Dealers financed through other banks might be able to give back their inventories, Henderson said.
Thomas, who is financed through Wells Fargo bank, said that would have been good to know before he signed the wind-down agreement.
“The options were wind down or you’ll be dropped into the bankruptcy,” Thomas said after the hearing. “What does that sound like? It turns out it could be beneficial.”
To date, GM has notified 1,323 of its 6,000 dealers nationwide — 21 dealers in Oregon — that it is terminating their agreements, according to documents the company provided at the hearing.
GM plans to winnow its network to between 3,500 and 3,800 dealers, including those that represent divisions it has sold or is planning to sell — the Saturn, Pontiac and Hummer brands — and other dealers that close on their own. Chrysler plans to close about 800 dealerships.
Henderson, of GM, said his company has received about 856 appeals of dealership closures and reversed 45 decisions, as of Friday morning.
Chrysler does not have an appeals process for dealers.
Committee members repeatedly questioned the carmakers’ rationale for closing dealerships. Committee Chairman Bart Stupak, D-Mich., invited the owner of Washington state’s Tacoma Dodge — the top-selling Dodge dealer in western Washington — but which was notified it will lose its franchise.
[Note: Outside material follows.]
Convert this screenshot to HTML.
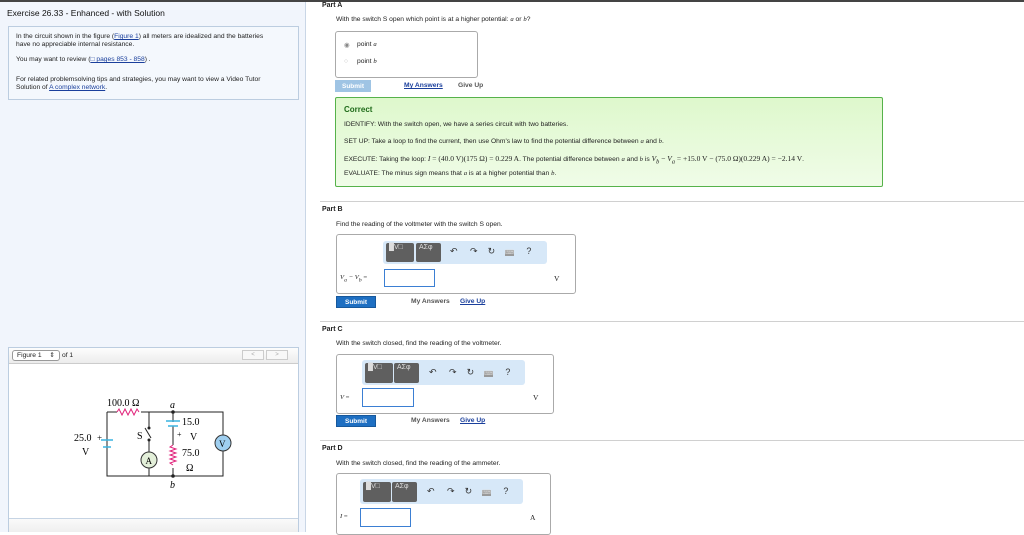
<!DOCTYPE html>
<html><head><meta charset="utf-8"><style>
*{margin:0;padding:0;box-sizing:border-box}
body{width:1024px;height:532px;overflow:hidden;background:#fff;font-family:"Liberation Sans",Arial,sans-serif;color:#222;position:relative}
.a{position:absolute}
.t{font-size:6.7px;white-space:nowrap}
a,.lk{color:#1a3f9c;text-decoration:underline}
.m{font-family:"Liberation Serif",serif;font-style:italic}
.hdr{font-size:7px;font-weight:bold;color:#222}
.sub{background:#1e6fc2;color:#fff;font-size:6.5px;font-weight:bold;text-align:center;line-height:11px;border:1px solid #17589b}
.box{border:1px solid #aaa;border-radius:3px;background:#fff}
.tb{background:#d7e8f8;border-radius:3px}
.bt{background:#5f5f5f;border-radius:2px;color:#ddd;font-size:7px;line-height:10px;padding-left:3px}
.inp{border:1px solid #3b7fd3;background:#fff}
.sep{height:1px;background:#d0d0d0;left:320px;width:704px}
</style></head><body>
<div class="a" style="left:0;top:0;width:1024px;height:2px;background:#444"></div>
<div class="a" style="left:0;top:2px;width:306px;height:530px;background:#f1f5fc;border-right:1px solid #c9d6e6"></div>
<div class="a" style="left:7px;top:8px;font-size:8.5px;color:#111">Exercise 26.33 - Enhanced - with Solution</div>
<div class="a" style="left:8px;top:26px;width:291px;height:74px;border:1px solid #bccde0;background:#f4f8fd"></div>
<div class="a t" style="left:16px;top:33px;line-height:8px">In the circuit shown in the figure (<a>Figure 1</a>) all meters are idealized and the batteries<br>have no appreciable internal resistance.</div>
<div class="a t" style="left:16px;top:56px">You may want to review (<a>&#9633; pages 853 - 858</a>) .</div>
<div class="a t" style="left:16px;top:76px;line-height:8px">For related problemsolving tips and strategies, you may want to view a Video Tutor<br>Solution of <a>A complex network</a>.</div>

<div class="a" style="left:8px;top:347px;width:291px;height:185px;border:1px solid #bccde0;background:#fff"></div>
<div class="a" style="left:9px;top:348px;width:289px;height:16px;background:linear-gradient(#fdfdfd,#ececec);border-bottom:1px solid #ccc"></div>
<div class="a t" style="left:12px;top:350px;width:48px;height:11px;border:1px solid #999;border-radius:3px;background:#fff;padding-left:4px;line-height:9px">Figure 1 <span style="margin-left:6px">&#8661;</span></div>
<div class="a t" style="left:62px;top:352px">of 1</div>
<div class="a" style="left:242px;top:350px;width:22px;height:10px;border:1px solid #ccc;background:#f8f8f8;font-size:6px;color:#aaa;text-align:center;line-height:9px">&lt;</div>
<div class="a" style="left:266px;top:350px;width:22px;height:10px;border:1px solid #ccc;background:#f8f8f8;font-size:6px;color:#aaa;text-align:center;line-height:9px">&gt;</div>
<div class="a" style="left:9px;top:518px;width:289px;height:1px;background:#c6d4e4"></div>
<div class="a" style="left:9px;top:519px;width:289px;height:13px;background:linear-gradient(#fafafa,#efefef)"></div>

<svg class="a" style="left:0;top:0" width="306" height="532" font-family="Liberation Serif,serif" font-size="10">
<g stroke="#222" stroke-width="1" fill="none">
<path d="M107 412H117M141 412H223V476H107V412"/>
<path d="M107 412V440M107 448V476"/>
<path d="M149 412V428M149 440V452M149 468V476"/>
<path d="M173 412V422M173 426V445M173 468V476"/>
<path d="M145 428L151 438"/>
</g>
<path d="M117 412l2-3 3 6 3-6 3 6 3-6 3 6 3-6 2 3" stroke="#e0217a" fill="none"/>
<path d="M173 445l-3 2 6 2-6 2 6 2-6 2 6 2-6 2 6 2-6 2 3 2" stroke="#e0217a" fill="none"/>
<line x1="101" y1="440" x2="113" y2="440" stroke="#39b2e0" stroke-width="1.5"/>
<line x1="103" y1="447" x2="111" y2="447" stroke="#39b2e0" stroke-width="1.5"/>
<line x1="166" y1="421" x2="180" y2="421" stroke="#39b2e0" stroke-width="1.5"/>
<line x1="168" y1="426" x2="178" y2="426" stroke="#39b2e0" stroke-width="1.5"/>
<circle cx="149" cy="428" r="1.5" fill="#222"/><circle cx="149" cy="440" r="1.5" fill="#222"/>
<circle cx="173" cy="412" r="1.8" fill="#222"/><circle cx="173" cy="476" r="1.8" fill="#222"/>
<circle cx="149" cy="460" r="8" fill="#e3efd9" stroke="#333"/>
<text x="145.5" y="464" font-size="9">A</text>
<circle cx="223" cy="443" r="8" fill="#9fcff0" stroke="#333"/>
<text x="219" y="447" font-size="9">V</text>
<text x="107" y="406">100.0 Ω</text>
<text x="170" y="408" font-style="italic">a</text>
<text x="170" y="488" font-style="italic">b</text>
<text x="182" y="425">15.0</text>
<text x="177" y="437" font-size="8">+</text><text x="190" y="440">V</text>
<text x="182" y="456">75.0</text><text x="186" y="471">Ω</text>
<text x="74" y="441">25.0</text><text x="97" y="441" font-size="9">+</text>
<text x="82" y="455">V</text>
<text x="137" y="439">S</text>
</svg>

<div class="a hdr" style="left:322px;top:2px">Part A</div>
<div class="a t" style="left:336px;top:16px">With the switch S open which point is at a higher potential: <span class="m">a</span> or <span class="m">b</span>?</div>
<div class="a box" style="left:335px;top:31px;width:143px;height:47px"></div>
<div class="a t" style="left:344px;top:41px;color:#888">&#9673;</div><div class="a t" style="left:357px;top:41px">point <span class="m">a</span></div>
<div class="a t" style="left:344px;top:58px;color:#bbb">&#9675;</div><div class="a t" style="left:357px;top:58px">point <span class="m">b</span></div>
<div class="a sub" style="left:335px;top:80px;width:36px;height:12px;background:#9fc4e4;border-color:#9fc4e4">Submit</div>
<div class="a t lk" style="left:404px;top:82px;font-weight:bold">My Answers</div>
<div class="a t" style="left:458px;top:82px;font-weight:bold;color:#555">Give Up</div>
<div class="a" style="left:335px;top:97px;width:548px;height:90px;border:1px solid #56b24a;border-radius:2px;background:linear-gradient(#def8cc,#f0fce8)"></div>
<div class="a" style="left:344px;top:105px;font-size:8px;font-weight:bold;color:#1f6b1a">Correct</div>
<div class="a t" style="left:344px;top:121px">IDENTIFY: With the switch open, we have a series circuit with two batteries.</div>
<div class="a t" style="left:344px;top:138px">SET UP: Take a loop to find the current, then use Ohm's law to find the potential difference between <span class="m">a</span> and <span class="m">b</span>.</div>
<div class="a t" style="left:344px;top:154px">EXECUTE: Taking the loop: <span style="font-family:'Liberation Serif',serif;font-size:7.5px"><i>I</i> = (40.0 V)(175 Ω) = 0.229 A</span>. The potential difference between <span class="m">a</span> and <span class="m">b</span> is <span style="font-family:'Liberation Serif',serif;font-size:7.5px"><i>V<sub>b</sub></i> − <i>V<sub>a</sub></i> = +15.0 V − (75.0 Ω)(0.229 A) = −2.14 V</span>.</div>
<div class="a t" style="left:344px;top:170px">EVALUATE: The minus sign means that <span class="m">a</span> is at a higher potential than <span class="m">b</span>.</div>

<div class="a sep" style="top:201px"></div>
<div class="a hdr" style="left:322px;top:206px">Part B</div>
<div class="a t" style="left:336px;top:221px">Find the reading of the voltmeter with the switch S open.</div>
<div class="a box" style="left:336px;top:234px;width:240px;height:60px"></div>
<div class="a tb" style="left:383px;top:241px;width:164px;height:23px"></div>
<div class="a bt" style="left:386px;top:243px;width:28px;height:19px">&#9608;V&#9633;</div>
<div class="a bt" style="left:416px;top:243px;width:25px;height:19px">ΑΣφ</div>
<div class="a t" style="left:450px;top:246px;font-size:9px;color:#333">&#8630; &nbsp;&nbsp;&nbsp; &#8631; &nbsp;&nbsp; &#8635; &nbsp;&nbsp; <span style="font-size:6px;background:#999;color:#ddd">&#9000;</span> &nbsp;&nbsp;&nbsp; ?</div>
<div class="a t m" style="left:340px;top:274px">V<sub>a</sub> − V<sub>b</sub> <span style="font-style:normal">=</span></div>
<div class="a inp" style="left:384px;top:269px;width:51px;height:18px"></div>
<div class="a t" style="left:554px;top:274px;font-family:'Liberation Serif',serif;font-size:7.5px">V</div>
<div class="a sub" style="left:336px;top:296px;width:40px;height:12px">Submit</div>
<div class="a t" style="left:411px;top:298px;font-weight:bold;color:#555">My Answers</div>
<div class="a t lk" style="left:460px;top:298px;font-weight:bold">Give Up</div>

<div class="a sep" style="top:321px"></div>
<div class="a hdr" style="left:322px;top:326px">Part C</div>
<div class="a t" style="left:336px;top:340px">With the switch closed, find the reading of the voltmeter.</div>
<div class="a box" style="left:336px;top:354px;width:218px;height:60px"></div>
<div class="a tb" style="left:362px;top:360px;width:163px;height:25px"></div>
<div class="a bt" style="left:365px;top:363px;width:28px;height:20px">&#9608;V&#9633;</div>
<div class="a bt" style="left:394px;top:363px;width:25px;height:20px">ΑΣφ</div>
<div class="a t" style="left:429px;top:367px;font-size:9px;color:#333">&#8630; &nbsp;&nbsp;&nbsp; &#8631; &nbsp;&nbsp; &#8635; &nbsp;&nbsp; <span style="font-size:6px;background:#999;color:#ddd">&#9000;</span> &nbsp;&nbsp;&nbsp; ?</div>
<div class="a t m" style="left:340px;top:394px">V <span style="font-style:normal">=</span></div>
<div class="a inp" style="left:362px;top:388px;width:52px;height:19px"></div>
<div class="a t" style="left:533px;top:393px;font-family:'Liberation Serif',serif;font-size:7.5px">V</div>
<div class="a sub" style="left:336px;top:415px;width:40px;height:12px">Submit</div>
<div class="a t" style="left:411px;top:417px;font-weight:bold;color:#555">My Answers</div>
<div class="a t lk" style="left:460px;top:417px;font-weight:bold">Give Up</div>

<div class="a sep" style="top:440px"></div>
<div class="a hdr" style="left:322px;top:445px">Part D</div>
<div class="a t" style="left:336px;top:460px">With the switch closed, find the reading of the ammeter.</div>
<div class="a box" style="left:336px;top:473px;width:215px;height:62px"></div>
<div class="a tb" style="left:360px;top:479px;width:163px;height:25px"></div>
<div class="a bt" style="left:363px;top:482px;width:28px;height:20px">&#9608;V&#9633;</div>
<div class="a bt" style="left:392px;top:482px;width:25px;height:20px">ΑΣφ</div>
<div class="a t" style="left:427px;top:486px;font-size:9px;color:#333">&#8630; &nbsp;&nbsp;&nbsp; &#8631; &nbsp;&nbsp; &#8635; &nbsp;&nbsp; <span style="font-size:6px;background:#999;color:#ddd">&#9000;</span> &nbsp;&nbsp;&nbsp; ?</div>
<div class="a t m" style="left:340px;top:513px">I <span style="font-style:normal">=</span></div>
<div class="a inp" style="left:360px;top:508px;width:51px;height:19px"></div>
<div class="a t" style="left:530px;top:513px;font-family:'Liberation Serif',serif;font-size:7.5px">A</div>
</body></html>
After the hearing, a committee staffer asked Thomas if he wanted to meet GM CEO Henderson.
“Why would I want to do that?” Thomas asked, smiling.
Thomas did shake Henderson’s hand a few seconds later. And Mark LaNeve, GM’s vice president for sales, offered to speak on Monday to discuss the dealership’s situation, Thomas said.
After arriving in Washington late Thursday, Thomas had dinner with Walden. He flew out on Friday afternoon, after the five-hour hearing.
Although Thomas gets to keep his GM sign up until next October, he told committee members that he doesn’t consider himself the owner of a true GM dealership now.
“I don’t have an opportunity to be a full-fledged GM dealer anymore,” Thomas said. “I can’t order new cars; I can’t return parts.
“I’m partially in the game, but I’m not really in the game.”